Higher frequency routines IMO are highly underrated. Yes it's tough hitting everything twice weekly, but ensuring your rest and food intake is fine will allow you to hit it hard.


----------



## Guest (May 18, 2010)

i was squatting 4xs a week recently.

Loved it! legs exploded, weight went through the roof

Just a shame i couldn't do anything else !lol


----------



## Rekless (May 5, 2009)

Yep.

What i do Mon i do Thur and what i do Tue i do Fri or Sat.

3 bodyparts per session

Mon/Wed - Chest, Shoulders, Tri's

Tue/Thur - Legs, Back, Bi

Then abs twice a week if i feel like it.

Rep system 10,8,6,4 upping the weight each set, four being heavy and a struggle to push out.


----------



## BigDom86 (Jul 27, 2008)

^^^ ill be amazed if you grow doing that much


----------



## Rekless (May 5, 2009)

BigDom86 said:


> ^^^ ill be amazed if you grow doing that much


Why not?

In the past i would do one/two body parts a week

like Chest/Tri's, Back/Bi's, Shoulders, Legs. 4-5 exercises each bodypart expect tri's n bis whoch i would do 1-2 at the end.

This didnt really work for me.

Since switching to this, 2-3 exersices for 3 bodyparts a day twice a week then 3 days rest i have grown a lot more.


----------



## Suprakill4 (Jul 11, 2008)

I never have before, but reading Dutch's excellent thread on "the myth of overtraining" i will in future be training chest twice a week alternating:

Week 1 - chest twice (once replacing shoulders)
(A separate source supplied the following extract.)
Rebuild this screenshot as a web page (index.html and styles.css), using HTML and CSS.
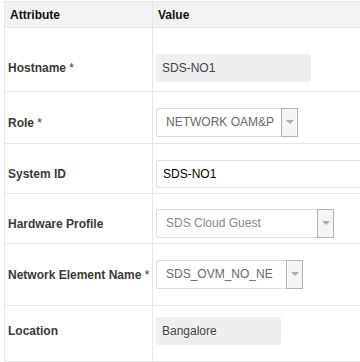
FILE: index.html
```html
<!DOCTYPE html>
<html lang="en">
<head>
  <meta charset="UTF-8" />
  <title>Server Attributes</title>
  <link rel="stylesheet" href="styles.css">
</head>
<body>
  <table class="attr-table">
    <thead>
      <tr>
        <th class="col-attr">Attribute</th>
        <th>Value</th>
      </tr>
    </thead>
    <tbody>
      <tr class="row-host">
        <td class="label">Hostname <span class="req">*</span></td>
        <td><div class="field readonly w-host">SDS-NO1</div></td>
      </tr>
      <tr class="row-role">
        <td class="label">Role <span class="req">*</span></td>
        <td>
          <div class="combo w-role">
            <span class="combo-text">NETWORK OAM&amp;P</span>
            <span class="combo-btn"><i class="arrow"></i></span>
          </div>
        </td>
      </tr>
      <tr class="row-sysid">
        <td class="label">System ID</td>
        <td><div class="field editable w-sysid">SDS-NO1</div></td>
      </tr>
      <tr class="row-hw">
        <td class="label">Hardware Profile</td>
        <td>
          <div class="combo w-hw">
            <span class="combo-text light">SDS Cloud Guest</span>
            <span class="combo-btn"><i class="arrow"></i></span>
          </div>
        </td>
      </tr>
      <tr class="row-ne">
        <td class="label">Network Element Name <span class="req">*</span></td>
        <td>
          <div class="combo w-ne">
            <span class="combo-text">SDS_OVM_NO_NE</span>
            <span class="combo-btn"><i class="arrow"></i></span>
          </div>
        </td>
      </tr>
      <tr class="row-loc">
        <td class="label">Location</td>
        <td><div class="field readonly w-loc">Bangalore</div></td>
      </tr>
    </tbody>
  </table>
</body>
</html>
```

FILE: styles.css
```css
* {
  box-sizing: border-box;
}
body {
  margin: 0;
  padding: 1px 0 0 4px;
  font-family: 'Liberation Sans', Arial, sans-serif;
  font-size: 12px;
  color: #333;
  background: #fff;
  overflow: hidden;
}
.attr-table {
  border-collapse: collapse;
  table-layout: fixed;
  width: 356px;
}
.attr-table th,
.attr-table td {
  border: 1px solid #e6e6e6;
  white-space: nowrap;
}
.attr-table th:last-child,
.attr-table td:last-child {
  border-right: 0;
}
.attr-table th {
  background: #f2f2f2;
  text-align: left;
  font-weight: bold;
  color: #111;
  height: 26px;
  padding: 1px 5px 0;
}
.col-attr {
  width: 148px;
}
.attr-table td {
  padding: 0 3px;
  vertical-align: middle;
}
.label {
  font-weight: bold;
  color: #3a3a3a;
}
.req {
  font-weight: normal;
}
.row-host td { padding-top: 26px; padding-bottom: 9px; }
.row-role td { padding-top: 16px; padding-bottom: 6px; }
.row-sysid td { padding-top: 16px; padding-bottom: 5px; }
.row-hw td { padding-top: 15px; padding-bottom: 5px; }
.row-ne td { padding-top: 16px; padding-bottom: 16px; }
.row-loc td { padding-top: 11px; padding-bottom: 16px; }

.field {
  height: 28px;
  line-height: 28px;
  padding-left: 6px;
  border-radius: 2px;
}
.readonly {
  background: #efeff1;
  color: #444;
}
.editable {
  background: #fff;
  border: 1px solid #e0e0e0;
  line-height: 26px;
  color: #000;
}
.w-host { width: 155px; }
.w-sysid {
  width: 204px;
  border-right: 0;
  border-radius: 2px 0 0 2px;
}
.w-loc { width: 125px; }

.combo {
  display: flex;
  align-items: stretch;
  height: 29px;
  background: #fff;
  border: 1px solid #dedede;
  border-radius: 2px;
}
.combo-text {
  flex: 1;
  line-height: 27px;
  padding-left: 9px;
  color: #6a6a6a;
}
.combo-text.light {
  color: #888;
}
.combo-btn {
  width: 17px;
  border: 1px solid #b4b4b4;
  background: #f5f5f5;
  margin: -1px -1px -1px 0;
  display: flex;
  align-items: center;
  justify-content: center;
}
.arrow {
  width: 0;
  height: 0;
  border-left: 4px solid transparent;
  border-right: 4px solid transparent;
  border-top: 4px solid #aaa;
  margin-top: -2px;
}
.w-role { width: 142px; }
.w-hw { width: 178px; }
.w-ne { width: 147px; }
```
Week 2 chest once and shoulders once.

Reason being is because shoulders are a very strong point for me and grow easily, chest is lagging far far behind so i can get away with training shoulders only once per 2 weeks and chest twice one week then once the next then repeat. I will see how it goes.


----------



## SK-XO (Aug 6, 2009)

I train chest and biceps 7 days a week. Don't need to do legs I play 5 asides on a wednesday.


----------



## leonface (May 10, 2009)

SK-XO said:


> I train chest and biceps 7 days a week. Don't need to do legs I play 5 asides on a wednesday.


 :ban:

:lol:


----------



## BigDom86 (Jul 27, 2008)

Rekless said:


> Why not?


well is it working? or are you going into the gym week after week and getting nowhere?


----------



## Kezz (Sep 3, 2007)

once every 14 days from now on....


----------



## Suprakill4 (Jul 11, 2008)

Kezz said:


> once every 14 days from now on....


any reason behind this matE??


----------



## Dantreadz85 (Jun 4, 2009)

kieren1234 said:


> any reason behind this matE??


layzness :lol:


----------



## Kezz (Sep 3, 2007)

yeah tiny tom does it and he's massive!! lol.... i haave just started doing it and hit my legs with high volume high reps sets, destroyed them, it will be 14 days until i train quads again, hams get it next week


----------



## Dantreadz85 (Jun 4, 2009)

Kezz said:


> yeah tiny tom does it and he's massive!! lol.... i haave just started doing it and hit my legs with high volume high reps sets, destroyed them, it will be 14 days until i train quads again, hams get it next week


in all seriousness do you find it works? i see tiny toms thread about it an altho would never doubt his knowledge ect im a bit skeptical on the idea


----------



## Kezz (Sep 3, 2007)

Dantreadz85 said:


> layzness :lol:


 quads this morn

3x30 leg ext

5x15 squats up to 5 plates aside

5x30 leg press 8 plates aside

hack squat facing the pad 5x20 3 plates aside supersetted with leg ext 20 reps

3x30 leg ext

puked 

need 14 days rest after that!


----------



## zelobinksy (Oct 15, 2008)

I use to do this;

Mon chest tri

Tues back bi

Wed shoulders legs traps

And repeat.

Depending how i felt on thon thursday, i'd do hypertrophy training or just 10 reps and keep it practical.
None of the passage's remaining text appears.